§ **What is needed**
Write out the full listing exactly as given, minus the images.

§ **Dataset excerpt**
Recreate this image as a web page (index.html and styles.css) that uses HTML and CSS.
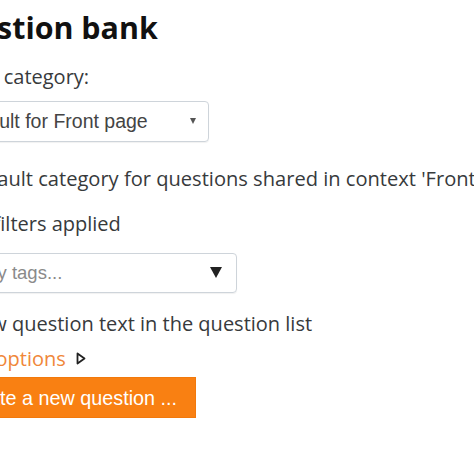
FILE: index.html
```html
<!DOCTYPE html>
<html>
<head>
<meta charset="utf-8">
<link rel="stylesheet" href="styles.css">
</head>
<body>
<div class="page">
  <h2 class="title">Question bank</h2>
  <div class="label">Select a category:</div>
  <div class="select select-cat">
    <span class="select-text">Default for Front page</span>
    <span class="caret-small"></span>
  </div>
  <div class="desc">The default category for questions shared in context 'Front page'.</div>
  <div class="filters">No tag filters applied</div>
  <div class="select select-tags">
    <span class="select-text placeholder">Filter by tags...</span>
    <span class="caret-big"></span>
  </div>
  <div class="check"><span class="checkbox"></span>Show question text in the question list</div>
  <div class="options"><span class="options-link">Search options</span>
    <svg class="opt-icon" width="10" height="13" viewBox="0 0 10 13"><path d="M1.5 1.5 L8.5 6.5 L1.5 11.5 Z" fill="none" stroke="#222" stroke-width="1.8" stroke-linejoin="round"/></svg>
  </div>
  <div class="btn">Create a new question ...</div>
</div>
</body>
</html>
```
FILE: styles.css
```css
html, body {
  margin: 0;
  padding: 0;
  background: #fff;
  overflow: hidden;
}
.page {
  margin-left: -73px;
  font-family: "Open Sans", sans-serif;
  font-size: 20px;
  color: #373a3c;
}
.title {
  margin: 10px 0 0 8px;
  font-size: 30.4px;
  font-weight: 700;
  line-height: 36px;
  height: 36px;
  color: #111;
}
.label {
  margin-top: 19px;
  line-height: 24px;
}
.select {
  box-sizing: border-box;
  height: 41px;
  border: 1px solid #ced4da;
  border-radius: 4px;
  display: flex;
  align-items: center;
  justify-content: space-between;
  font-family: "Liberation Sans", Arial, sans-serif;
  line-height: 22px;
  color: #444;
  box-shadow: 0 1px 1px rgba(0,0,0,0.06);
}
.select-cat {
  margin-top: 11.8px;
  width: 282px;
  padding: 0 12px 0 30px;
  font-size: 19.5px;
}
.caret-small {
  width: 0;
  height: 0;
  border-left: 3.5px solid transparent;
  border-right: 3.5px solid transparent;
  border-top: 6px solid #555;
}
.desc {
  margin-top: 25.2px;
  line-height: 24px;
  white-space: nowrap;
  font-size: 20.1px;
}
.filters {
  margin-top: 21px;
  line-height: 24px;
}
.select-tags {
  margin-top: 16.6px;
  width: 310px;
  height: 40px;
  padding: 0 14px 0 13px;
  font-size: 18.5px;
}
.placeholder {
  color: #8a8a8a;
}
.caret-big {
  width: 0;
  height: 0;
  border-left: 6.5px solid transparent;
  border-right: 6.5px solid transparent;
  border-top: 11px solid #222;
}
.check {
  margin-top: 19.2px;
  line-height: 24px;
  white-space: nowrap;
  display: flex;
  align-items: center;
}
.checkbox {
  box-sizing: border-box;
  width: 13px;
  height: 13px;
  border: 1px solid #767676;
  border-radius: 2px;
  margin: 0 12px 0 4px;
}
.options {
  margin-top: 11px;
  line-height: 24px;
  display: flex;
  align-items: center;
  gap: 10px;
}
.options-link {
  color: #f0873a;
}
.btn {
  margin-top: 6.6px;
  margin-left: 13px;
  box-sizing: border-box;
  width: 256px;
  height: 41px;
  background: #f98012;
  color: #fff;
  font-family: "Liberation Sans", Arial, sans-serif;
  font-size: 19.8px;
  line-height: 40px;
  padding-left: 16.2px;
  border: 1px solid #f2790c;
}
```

§ **Answer below**
Recreate this image as a web page (index.html and styles.css) that uses HTML and CSS.
FILE: index.html
```html
<!DOCTYPE html>
<html>
<head>
<meta charset="utf-8">
<link rel="stylesheet" href="styles.css">
</head>
<body>
<div class="page">
  <h2 class="title">Question bank</h2>
  <div class="label">Select a category:</div>
  <div class="select select-cat">
    <span class="select-text">Default for Front page</span>
    <span class="caret-small"></span>
  </div>
  <div class="desc">The default category for questions shared in context 'Front page'.</div>
  <div class="filters">No tag filters applied</div>
  <div class="select select-tags">
    <span class="select-text placeholder">Filter by tags...</span>
    <span class="caret-big"></span>
  </div>
  <div class="check"><span class="checkbox"></span>Show question text in the question list</div>
  <div class="options"><span class="options-link">Search options</span>
    <svg class="opt-icon" width="10" height="13" viewBox="0 0 10 13"><path d="M1.5 1.5 L8.5 6.5 L1.5 11.5 Z" fill="none" stroke="#222" stroke-width="1.8" stroke-linejoin="round"/></svg>
  </div>
  <div class="btn">Create a new question ...</div>
</div>
</body>
</html>
```
FILE: styles.css
```css
html, body {
  margin: 0;
  padding: 0;
  background: #fff;
  overflow: hidden;
}
.page {
  margin-left: -73px;
  font-family: "Open Sans", sans-serif;
  font-size: 20px;
  color: #373a3c;
}
.title {
  margin: 10px 0 0 8px;
  font-size: 30.4px;
  font-weight: 700;
  line-height: 36px;
  height: 36px;
  color: #111;
}
.label {
  margin-top: 19px;
  line-height: 24px;
}
.select {
  box-sizing: border-box;
  height: 41px;
  border: 1px solid #ced4da;
  border-radius: 4px;
  display: flex;
  align-items: center;
  justify-content: space-between;
  font-family: "Liberation Sans", Arial, sans-serif;
  line-height: 22px;
  color: #444;
  box-shadow: 0 1px 1px rgba(0,0,0,0.06);
}
.select-cat {
  margin-top: 11.8px;
  width: 282px;
  padding: 0 12px 0 30px;
  font-size: 19.5px;
}
.caret-small {
  width: 0;
  height: 0;
  border-left: 3.5px solid transparent;
  border-right: 3.5px solid transparent;
  border-top: 6px solid #555;
}
.desc {
  margin-top: 25.2px;
  line-height: 24px;
  white-space: nowrap;
  font-size: 20.1px;
}
.filters {
  margin-top: 21px;
  line-height: 24px;
}
.select-tags {
  margin-top: 16.6px;
  width: 310px;
  height: 40px;
  padding: 0 14px 0 13px;
  font-size: 18.5px;
}
.placeholder {
  color: #8a8a8a;
}
.caret-big {
  width: 0;
  height: 0;
  border-left: 6.5px solid transparent;
  border-right: 6.5px solid transparent;
  border-top: 11px solid #222;
}
.check {
  margin-top: 19.2px;
  line-height: 24px;
  white-space: nowrap;
  display: flex;
  align-items: center;
}
.checkbox {
  box-sizing: border-box;
  width: 13px;
  height: 13px;
  border: 1px solid #767676;
  border-radius: 2px;
  margin: 0 12px 0 4px;
}
.options {
  margin-top: 11px;
  line-height: 24px;
  display: flex;
  align-items: center;
  gap: 10px;
}
.options-link {
  color: #f0873a;
}
.btn {
  margin-top: 6.6px;
  margin-left: 13px;
  box-sizing: border-box;
  width: 256px;
  height: 41px;
  background: #f98012;
  color: #fff;
  font-family: "Liberation Sans", Arial, sans-serif;
  font-size: 19.8px;
  line-height: 40px;
  padding-left: 16.2px;
  border: 1px solid #f2790c;
}
```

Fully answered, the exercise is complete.